In Verbindung mit einem sehr hohen Wirkungsgrad können Multitess-Systeme in Zusammenhang mit erneuerbaren Energien nach Einschätzung der Jülicher Forscher einen relevanten Beitrag zur Versorgungssicherheit und Dekarbonisierung leisten. Aufgrund der Verwendung existierender Standardkomponenten, die seit Jahrzehnten industriell verwendet werden, können Multitess-Systeme bei niedrigeren Temperaturen von etwa 750 Grad zum Beispiel für eine CO2-freie Prozesswärmeversorgung bereits heute in der Industrie eingesetzt werden.

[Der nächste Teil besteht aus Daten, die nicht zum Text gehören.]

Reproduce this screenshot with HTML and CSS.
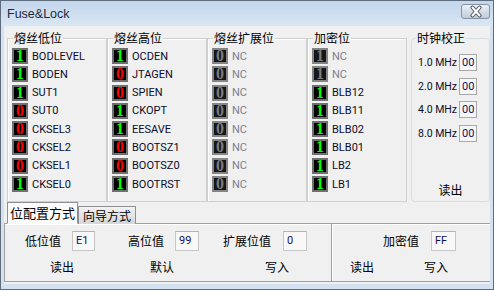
FILE: index.html
```html
<!DOCTYPE html>
<html lang="zh-CN">
<head>
    <meta charset="UTF-8">
    <title>Fuse&amp;Lock</title>
    <link rel="stylesheet" href="styles.css">
</head>
<body>
    <div id="window">
        <div id="titleBar">
            <span class="title">Fuse&amp;Lock</span>
            <button class="close-btn" title="关闭">
                <svg width="26" height="13" viewBox="0 0 26 13"><path d="M9.5 2.5 L16.5 10.5 M16.5 2.5 L9.5 10.5" stroke="#4f5a66" stroke-width="4" stroke-linecap="round"/><path d="M9.5 2.5 L16.5 10.5 M16.5 2.5 L9.5 10.5" stroke="#ffffff" stroke-width="2" stroke-linecap="round"/></svg>
            </button>
        </div>

        <div id="client">
            <div class="groups">
                <fieldset class="group">
                    <legend>熔丝低位</legend>
                    <div class="bit-row"><span class="bit on">1</span><span class="bit-name">BODLEVEL</span></div>
                    <div class="bit-row"><span class="bit on">1</span><span class="bit-name">BODEN</span></div>
                    <div class="bit-row"><span class="bit on">1</span><span class="bit-name">SUT1</span></div>
                    <div class="bit-row"><span class="bit off">0</span><span class="bit-name">SUT0</span></div>
                    <div class="bit-row"><span class="bit off">0</span><span class="bit-name">CKSEL3</span></div>
                    <div class="bit-row"><span class="bit off">0</span><span class="bit-name">CKSEL2</span></div>
                    <div class="bit-row"><span class="bit off">0</span><span class="bit-name">CKSEL1</span></div>
                    <div class="bit-row"><span class="bit on">1</span><span class="bit-name">CKSEL0</span></div>
                </fieldset>

                <fieldset class="group">
                    <legend>熔丝高位</legend>
                    <div class="bit-row"><span class="bit on">1</span><span class="bit-name">OCDEN</span></div>
                    <div class="bit-row"><span class="bit off">0</span><span class="bit-name">JTAGEN</span></div>
                    <div class="bit-row"><span class="bit off">0</span><span class="bit-name">SPIEN</span></div>
                    <div class="bit-row"><span class="bit on">1</span><span class="bit-name">CKOPT</span></div>
                    <div class="bit-row"><span class="bit on">1</span><span class="bit-name">EESAVE</span></div>
                    <div class="bit-row"><span class="bit off">0</span><span class="bit-name">BOOTSZ1</span></div>
                    <div class="bit-row"><span class="bit off">0</span><span class="bit-name">BOOTSZ0</span></div>
                    <div class="bit-row"><span class="bit on">1</span><span class="bit-name">BOOTRST</span></div>
                </fieldset>

                <fieldset class="group">
                    <legend>熔丝扩展位</legend>
                    <div class="bit-row"><span class="bit na">0</span><span class="bit-name nc">NC</span></div>
                    <div class="bit-row"><span class="bit na">0</span><span class="bit-name nc">NC</span></div>
                    <div class="bit-row"><span class="bit na">0</span><span class="bit-name nc">NC</span></div>
                    <div class="bit-row"><span class="bit na">0</span><span class="bit-name nc">NC</span></div>
                    <div class="bit-row"><span class="bit na">0</span><span class="bit-name nc">NC</span></div>
                    <div class="bit-row"><span class="bit na">0</span><span class="bit-name nc">NC</span></div>
                    <div class="bit-row"><span class="bit na">0</span><span class="bit-name nc">NC</span></div>
                    <div class="bit-row"><span class="bit na">0</span><span class="bit-name nc">NC</span></div>
                </fieldset>

                <fieldset class="group">
                    <legend>加密位</legend>
                    <div class="bit-row"><span class="bit na">1</span><span class="bit-name nc">NC</span></div>
                    <div class="bit-row"><span class="bit na">1</span><span class="bit-name nc">NC</span></div>
                    <div class="bit-row"><span class="bit on">1</span><span class="bit-name">BLB12</span></div>
                    <div class="bit-row"><span class="bit on">1</span><span class="bit-name">BLB11</span></div>
                    <div class="bit-row"><span class="bit on">1</span><span class="bit-name">BLB02</span></div>
                    <div class="bit-row"><span class="bit on">1</span><span class="bit-name">BLB01</span></div>
                    <div class="bit-row"><span class="bit on">1</span><span class="bit-name">LB2</span></div>
                    <div class="bit-row"><span class="bit on">1</span><span class="bit-name">LB1</span></div>
                </fieldset>

                <fieldset class="clock-group">
                    <legend>时钟校正</legend>
                    <div class="clk-row"><span class="clk-label">1.0 MHz</span><span class="clk-edit">00</span></div>
                    <div class="clk-row"><span class="clk-label">2.0 MHz</span><span class="clk-edit">00</span></div>
                    <div class="clk-row"><span class="clk-label">4.0 MHz</span><span class="clk-edit">00</span></div>
                    <div class="clk-row"><span class="clk-label">8.0 MHz</span><span class="clk-edit">00</span></div>
                    <div class="clk-read">读出</div>
                </fieldset>
            </div>

            <div class="tabs">
                <div class="tab active">位配置方式</div>
                <div class="tab">向导方式</div>
            </div>

            <div class="panel">
                <div class="panel-left">
                    <div class="panel-row">
                        <span class="field-label">低位值</span><span class="edit low">E1</span>
                        <span class="field-label high-label">高位值</span><span class="edit high">99</span>
                        <span class="field-label ext-label">扩展位值</span><span class="edit ext">0</span>
                    </div>
                    <div class="action-row">
                        <span class="action read">读出</span>
                        <span class="action default">默认</span>
                        <span class="action write">写入</span>
                    </div>
                </div>
                <div class="panel-right">
                    <div class="panel-row lock-row">
                        <span class="field-label">加密值</span><span class="edit lock">FF</span>
                    </div>
                    <div class="action-row lock-actions">
                        <span class="action">读出</span>
                        <span class="action lock-write">写入</span>
                    </div>
                </div>
            </div>
        </div>
    </div>
</body>
</html>
```

FILE: styles.css
```css
body {
    margin: 0;
    font-family: "Noto Sans CJK SC", sans-serif;
    font-size: 12px;
    color: #000;
}

#window {
    width: 494px;
    height: 290px;
    box-sizing: border-box;
    border: 1px solid #5f6c7b;
    background: #d3e1f1;
    display: flex;
    flex-direction: column;
}

#titleBar {
    height: 25px;
    flex-shrink: 0;
    display: flex;
    align-items: center;
    padding-left: 6px;
    background: linear-gradient(#c3d6ec, #d9e6f4);
}

.title {
    font-family: "Liberation Sans", sans-serif;
    font-size: 12.5px;
    color: #1e2935;
}

.close-btn {
    margin-left: auto;
    margin-right: 3px;
    align-self: flex-start;
    margin-top: 3px;
    width: 29px;
    height: 15px;
    padding: 0;
    border: 1px solid #8593a3;
    border-radius: 3px;
    background: linear-gradient(#eef2f7, #d4dce6 50%, #c3cdd9);
    display: flex;
    align-items: center;
    justify-content: center;
}

#client {
    margin: 0 3px;
    height: 258px;
    flex-shrink: 0;
    background: #f0f0f0;
}

.groups {
    display: flex;
    height: 171px;
    margin: 5px 0 0 3px;
}

.group {
    margin: 0;
    min-width: 0;
    width: 100px;
    box-sizing: border-box;
    padding: 3px 0 0 4px;
    border: 1px solid #d0d0d0;
    box-shadow: inset 1px 1px 0 #fff;
    display: flex;
    flex-direction: column;
    gap: 2.3px;
}

.group legend,
.clock-group legend {
    padding: 0 1px;
    margin-left: 1px;
    font-size: 12px;
    line-height: 14px;
    background: #f0f0f0;
}

.bit-row {
    display: flex;
    align-items: center;
    height: 16px;
    gap: 4px;
}

.bit {
    width: 16px;
    height: 16px;
    box-sizing: border-box;
    border: 2px solid #707070;
    background: #000;
    font-family: "Liberation Serif", serif;
    font-weight: bold;
    font-size: 16px;
    line-height: 12px;
    text-align: center;
}

.bit.on { color: #00ff00; }
.bit.off { color: #ff0000; }
.bit.na {
    color: #7c7c7c;
    background: #161616;
    border-color: #858585;
}

.bit-name {
    font-family: Roboto, "Liberation Sans", sans-serif;
    font-size: 11px;
    color: #0c0c28;
}

.bit-name.nc { color: #7e7e8e; }

.clock-group {
    margin: 0 0 0 4px;
    min-width: 0;
    width: 79px;
    box-sizing: border-box;
    padding: 9px 0 4px 0;
    border: 1px solid #d5dfe5;
    border-radius: 4px;
    display: flex;
    flex-direction: column;
    gap: 6.7px;
}

.clock-group legend { margin-left: 4px; }

.clk-row {
    display: flex;
    align-items: center;
    height: 17px;
    margin-left: 6px;
}

.clk-label {
    width: 41px;
    white-space: nowrap;
    font-family: Roboto, "Liberation Sans", sans-serif;
    font-size: 10.5px;
    color: #0c0c28;
}

.clk-edit {
    width: 18px;
    height: 17px;
    box-sizing: border-box;
    border: 1px solid #a8a8a8;
    background: #f6f6f6;
    padding-left: 2px;
    font-family: Roboto, "Liberation Sans", sans-serif;
    font-size: 11px;
    line-height: 15px;
    color: #10105a;
}

.clk-read {
    margin-top: auto;
    text-align: center;
    line-height: 14px;
}

.tabs {
    display: flex;
    align-items: flex-end;
    height: 20px;
    margin-top: 1px;
    padding-left: 3px;
    border-bottom: 1px solid #a0a0a0;
}

.tab {
    height: 17px;
    padding: 0 4px;
    margin-bottom: -1px;
    border: 1px solid #8d8f94;
    border-bottom: none;
    background: linear-gradient(#f2f2f2, #e4e4e4 50%, #d6d6d6);
    font-size: 12px;
    line-height: 17px;
}

.tab.active {
    height: 20px;
    padding: 0 2px;
    background: #fbfbfb;
    border-bottom: 1px solid #fbfbfb;
    font-size: 13px;
    line-height: 20px;
}

.panel {
    display: flex;
    height: 57px;
    border-left: 1px solid #a0a0a0;
    border-bottom: 1px solid #a0a0a0;
    box-shadow: inset 0 1px 0 #fff;
}

.panel-left {
    width: 326px;
}

.panel-right {
    flex: 1;
    border-left: 1px solid #a0a0a0;
    box-shadow: inset 1px 0 0 #fff;
}

.panel-row {
    display: flex;
    align-items: center;
    height: 20px;
    margin-top: 7px;
    padding-left: 20px;
}

.field-label { line-height: 14px; }
.high-label { margin-left: 33px; }
.ext-label { margin-left: 24px; }

.edit {
    height: 20px;
    box-sizing: border-box;
    margin-left: 11px;
    border: 1px solid #c6c6c6;
    border-top-color: #b4b4b4;
    background: #f8f8f8;
    padding-left: 3px;
    font-family: Roboto, "Liberation Sans", sans-serif;
    font-size: 11px;
    line-height: 18px;
    color: #10105a;
}

.edit.low { width: 23px; }
.edit.high { width: 24px; }
.edit.ext { width: 24px; margin-left: 12px; }
.edit.lock { width: 25px; margin-left: 12px; }

.action-row {
    display: flex;
    margin-top: 9px;
    padding-left: 45px;
    line-height: 14px;
}

.action.default { margin-left: 76px; }
.action.write { margin-left: 91px; }

.lock-row { padding-left: 51px; }
.lock-actions { padding-left: 18px; }
.lock-write { margin-left: 50px; }
```
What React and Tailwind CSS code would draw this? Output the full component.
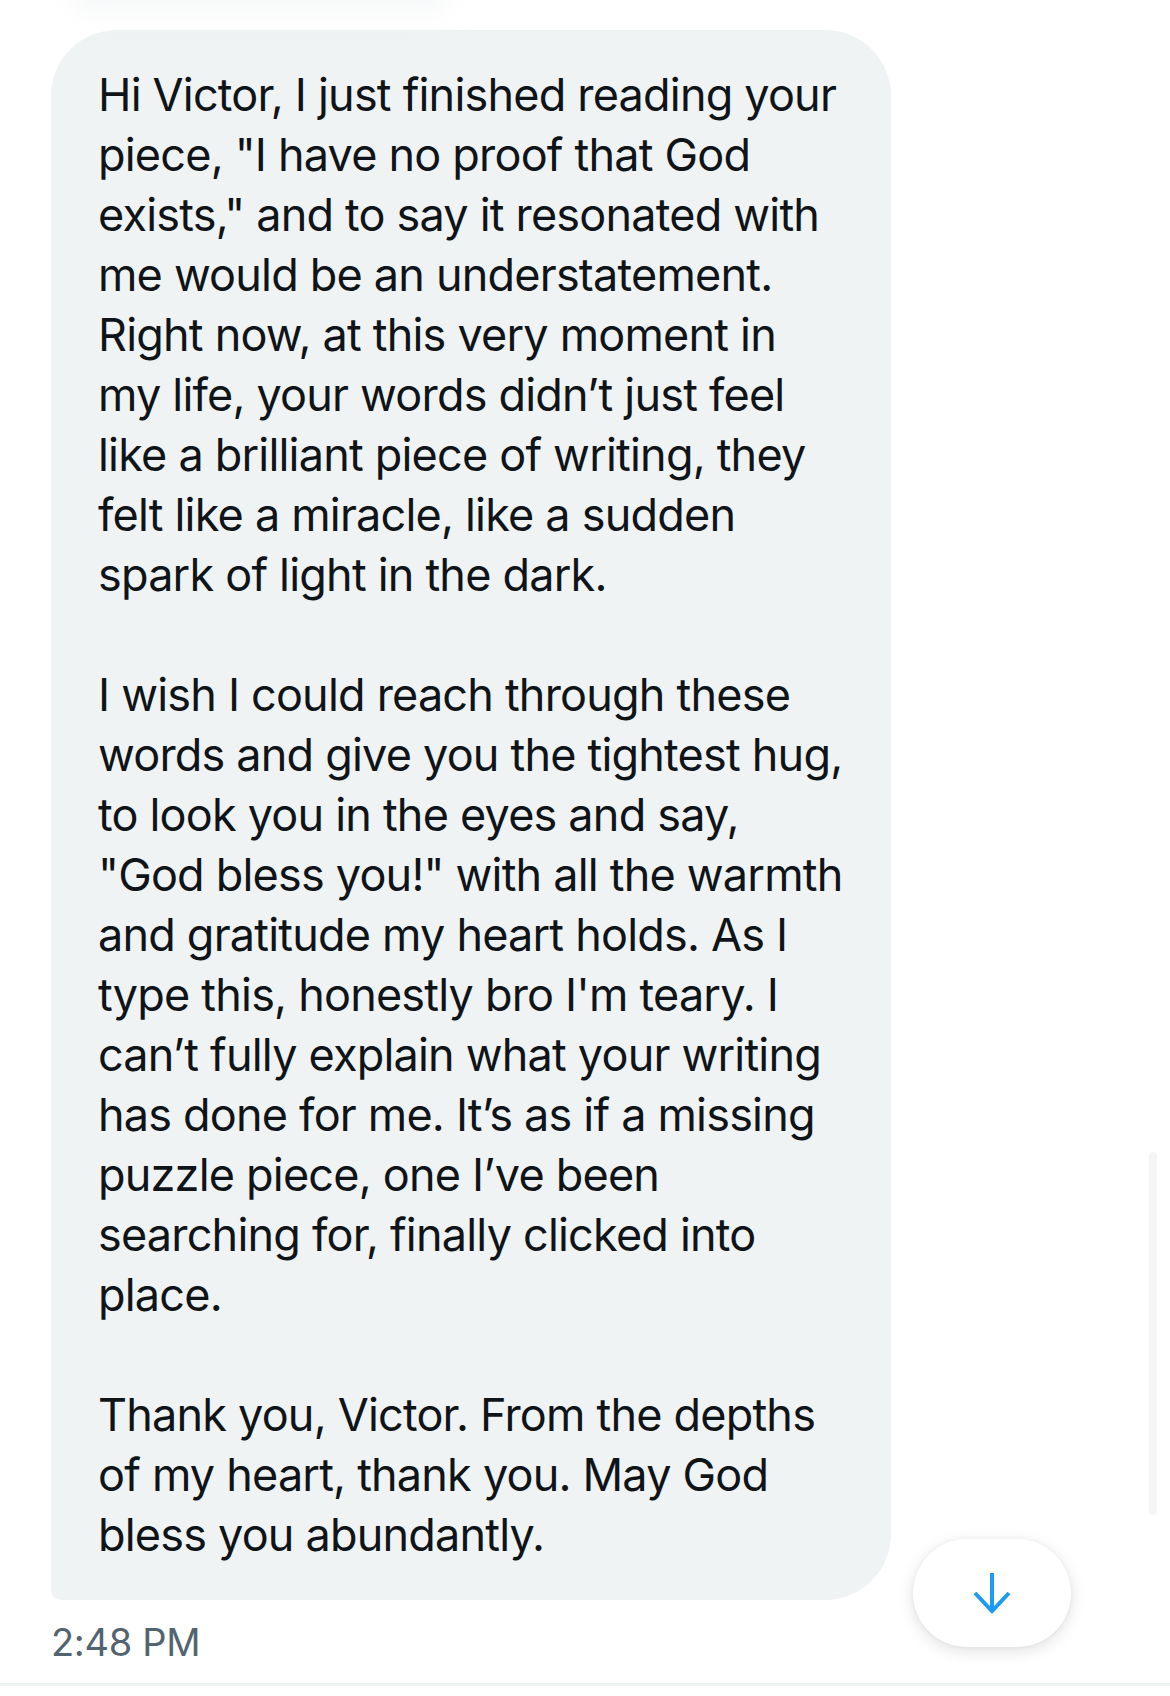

Künftig sollen die Prozesse auch bei höheren Temperaturen betrieben werden.
Enge Kooperation zwischen Wirtschaft und Wissenschaft
Bei der Planung und dem Bau der Anlage haben Wirtschaft und Wissenschaft Hand in Hand gearbeitet. Die Hochtemperaturheizung wurde von der Otto Junker GmbH konzipiert und gebaut, die Dürr Systems AG hat den keramischen Wärmespeicher und die ORC-Anlage gebaut, die Kraftanlagen Energies und Services GmbH zeichnet sich für die Gesamtplanung verantwortlich.